** BEGIN The input **
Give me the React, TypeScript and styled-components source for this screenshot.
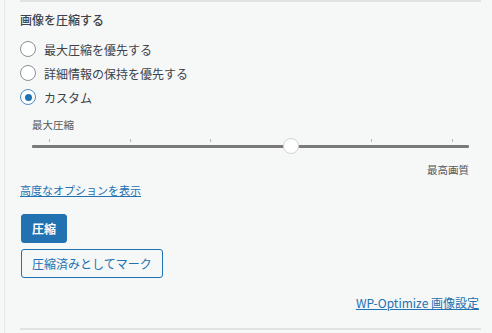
import React from 'react'
import styled, { createGlobalStyle } from 'styled-components'

const GlobalStyle = createGlobalStyle`
  html, body {
    margin: 0;
    padding: 0;
    background: #f6f7f7;
  }
  body {
    font-family: "Noto Sans CJK JP", "Noto Sans", sans-serif;
    color: #3c434a;
  }
`

const Frame = styled.div`
  margin-left: 4px;
  border-left: 1px solid #e6e6e6;
  height: 333px;
  box-sizing: border-box;
  padding: 0 11px 0 15px;
`

const Section = styled.div`
  border-top: 2px solid #e2e2e2;
  border-bottom: 2px solid #e2e2e2;
  height: 330px;
  box-sizing: border-box;
  display: flex;
  flex-direction: column;
`

const Title = styled.h3`
  margin: 9px 0 0;
  font-size: 12px;
  line-height: 18px;
  font-weight: 500;
  color: #3c434a;
`

const RadioList = styled.div`
  margin-top: 8px;
  display: flex;
  flex-direction: column;
`

const RadioRow = styled.label`
  display: flex;
  align-items: center;
  height: 24px;
  font-size: 12px;
  color: #3c434a;
`

const RadioCircle = styled.span<{ checked?: boolean }>`
  width: 16px;
  height: 16px;
  box-sizing: border-box;
  border-radius: 50%;
  border: 1px solid ${p => (p.checked ? '#4f8fc4' : '#8c8f94')};
  background: #fff;
  margin: 0 8px 0 0;
  display: flex;
  align-items: center;
  justify-content: center;
  &::after {
    content: '';
    display: ${p => (p.checked ? 'block' : 'none')};
    width: 7px;
    height: 7px;
    border-radius: 50%;
    background: #2271b1;
  }
`

const SliderBlock = styled.div`
  margin: 8px 12px 0 12px;
  display: flex;
  flex-direction: column;
`

const SmallLabel = styled.div<{ right?: boolean }>`
  font-size: 10.5px;
  line-height: 16px;
  color: #50575e;
  text-align: ${p => (p.right ? 'right' : 'left')};
`

const SliderTrack = styled.div`
  position: relative;
  height: 28px;
  margin-top: 1px;
`

const Ticks = styled.div`
  display: flex;
  justify-content: space-between;
  padding: 0 16px 0 17px;
  height: 8px;
  align-items: flex-end;
`

const Tick = styled.span`
  width: 1px;
  height: 3px;
  background: #b5b5b5;
`

const Bar = styled.div`
  height: 3px;
  background: #7a7a7a;
  border-radius: 1px;
  margin-top: 3px;
`

const Thumb = styled.span`
  position: absolute;
  top: 4px;
  width: 16px;
  height: 16px;
  box-sizing: border-box;
  border-radius: 50%;
  background: #fff;
  border: 1px solid #d4d4d4;
  transform: translateX(-50%);
`

const Link = styled.a`
  color: #2271b1;
  text-decoration: underline;
  font-size: 11px;
  line-height: 16px;
  cursor: pointer;
`

const AdvancedLink = styled(Link)`
  margin-top: 4px;
  align-self: flex-start;
`

const Buttons = styled.div`
  margin-top: 16px;
  display: flex;
  flex-direction: column;
  align-items: flex-start;
  gap: 6px;
  padding-left: 1px;
`

const Button = styled.button<{ primary?: boolean }>`
  height: 29px;
  box-sizing: border-box;
  padding: 0 10px;
  font-family: inherit;
  font-size: 12px;
  border-radius: 3px;
  border: 1px solid #2271b1;
  background: ${p => (p.primary ? '#2271b1' : '#f6f7f7')};
  color: ${p => (p.primary ? '#fff' : '#2271b1')};
  font-weight: ${p => (p.primary ? 600 : 400)};
  cursor: pointer;
`

const Footer = styled.div`
  margin-top: 16px;
  display: flex;
  justify-content: flex-end;
  padding-right: 2px;
`

const SettingsLink = styled(Link)`
  font-size: 12px;
  line-height: 18px;
`

const options = [
  { label: '最大圧縮を優先する', checked: false },
  { label: '詳細情報の保持を優先する', checked: false },
  { label: 'カスタム', checked: true },
]

export default function App() {
  const thumbPos = 59.2
  return (
    <>
      <GlobalStyle />
      <Frame>
        <Section>
          <Title>画像を圧縮する</Title>
          <RadioList>
            {options.map(o => (
              <RadioRow key={o.label}>
                <RadioCircle checked={o.checked} />
                {o.label}
              </RadioRow>
            ))}
          </RadioList>

          <SliderBlock>
            <SmallLabel>最大圧縮</SmallLabel>
            <SliderTrack>
              <Ticks>
                {Array.from({ length: 6 }).map((_, i) => (
                  <Tick key={i} />
                ))}
              </Ticks>
              <Bar />
              <Thumb style={{ left: `${thumbPos}%` }} />
            </SliderTrack>
            <SmallLabel right>最高画質</SmallLabel>
          </SliderBlock>

          <AdvancedLink>高度なオプションを表示</AdvancedLink>

          <Buttons>
            <Button primary>圧縮</Button>
            <Button>圧縮済みとしてマーク</Button>
          </Buttons>

          <Footer>
            <SettingsLink>WP-Optimize 画像設定</SettingsLink>
          </Footer>
        </Section>
      </Frame>
    </>
  )
}
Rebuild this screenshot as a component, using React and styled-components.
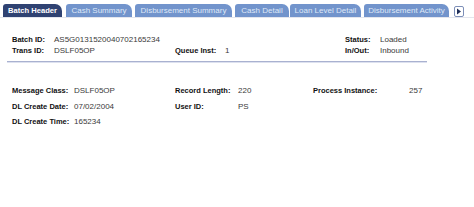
import React from "react";
import styled, { createGlobalStyle } from "styled-components";

const Global = createGlobalStyle`
  html, body { margin: 0; padding: 0; background: #ffffff; }
  body { font-family: "Liberation Sans", Arial, sans-serif; }
`;

const Page = styled.div`
  width: 474px;
  height: 207px;
  background: #fff;
  overflow: hidden;
`;

const TabBar = styled.div`
  display: flex;
  align-items: flex-end;
  padding: 4px 0 0 3px;
  height: 13px;
  border-bottom: 1px solid #e4e6ee;
`;

const Tab = styled.div`
  flex: none;
  width: ${(p) => p.$w}px;
  margin-right: ${(p) => p.$gap}px;
  height: 13px;
  box-sizing: border-box;
  display: flex;
  align-items: center;
  justify-content: center;
  border-radius: 3px 7px 0 0;
  background: ${(p) => (p.$active ? "#2f4272" : "#7294cc")};
  color: ${(p) => (p.$active ? "#ffffff" : "#dfe8f7")};
  font-size: ${(p) => (p.$active ? "7.6px" : "8px")};
  font-weight: ${(p) => (p.$active ? 700 : 400)};
  white-space: nowrap;
`;

const ArrowBtn = styled.div`
  flex: none;
  width: 10px;
  height: 11px;
  margin-left: 2px;
  box-sizing: border-box;
  border: 1px solid #7d8fb8;
  border-radius: 2px;
  background: #fff;
  display: flex;
  align-items: center;
  justify-content: center;
`;

const Grid = styled.div`
  display: grid;
  grid-template-columns: ${(p) => p.$cols};
  grid-template-rows: ${(p) => p.$rows};
  padding-left: 12px;
  align-items: center;
  margin-top: ${(p) => p.$top}px;
`;

const Label = styled.div`
  font-size: 7.5px;
  font-weight: 700;
  color: #111;
  white-space: nowrap;
`;

const Value = styled.div`
  font-size: 8px;
  color: #3a3a3a;
  white-space: nowrap;
`;

const Empty = styled.div``;

const Separator = styled.div`
  margin: 5px 0 0 7px;
  width: 420px;
  height: 1px;
  background: #a9b1d0;
  box-shadow: 0 1px 0 #dde1ef;
`;

const tabs = [
  ["Batch Header", 59, 4, true],
  ["Cash Summary", 66, 3],
  ["Disbursement Summary", 97, 3],
  ["Cash Detail", 54, 1],
  ["Loan Level Detail", 71, 3],
  ["Disbursement Activity", 85, 3],
];

export default function App() {
  return (
    <Page>
      <Global />
      <TabBar>
        {tabs.map(([t, w, g, a]) => (
          <Tab key={t} $w={w} $gap={g} $active={a}>
            {t}
          </Tab>
        ))}
        <ArrowBtn>
          <svg width="6" height="7" viewBox="0 0 6 7">
            <path d="M1 0.5 L5 3.5 L1 6.5 Z" fill="#1f2f5a" />
          </svg>
        </ArrowBtn>
      </TabBar>

      <Grid $cols="42px 121px 50px 120px 35px auto" $rows="11px 11px" $top={16}>
        <Label>Batch ID:</Label>
        <Value>AS5G0131520040702165234</Value>
        <Empty />
        <Empty />
        <Label>Status:</Label>
        <Value>Loaded</Value>
        <Label>Trans ID:</Label>
        <Value>DSLF05OP</Value>
        <Label>Queue Inst:</Label>
        <Value>1</Value>
        <Label>In/Out:</Label>
        <Value>Inbound</Value>
      </Grid>

      <Separator />

      <Grid $cols="62px 101px 63px 75px 96px auto" $rows="17px 15px 15px" $top={20}>
        <Label>Message Class:</Label>
        <Value>DSLF05OP</Value>
        <Label>Record Length:</Label>
        <Value>220</Value>
        <Label>Process Instance:</Label>
        <Value>257</Value>
        <Label>DL Create Date:</Label>
        <Value>07/02/2004</Value>
        <Label>User ID:</Label>
        <Value>PS</Value>
        <Empty />
        <Empty />
        <Label>DL Create Time:</Label>
        <Value>165234</Value>
      </Grid>
    </Page>
  );
}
** END The input **
- [Challenge]:
In the listing above, find each line with the word "components" and copy it.

- [Answer for this exercise]:
Give me the React, TypeScript and styled-components source for this screenshot.
import styled, { createGlobalStyle } from 'styled-components'
Rebuild this screenshot as a component, using React and styled-components.
import styled, { createGlobalStyle } from "styled-components";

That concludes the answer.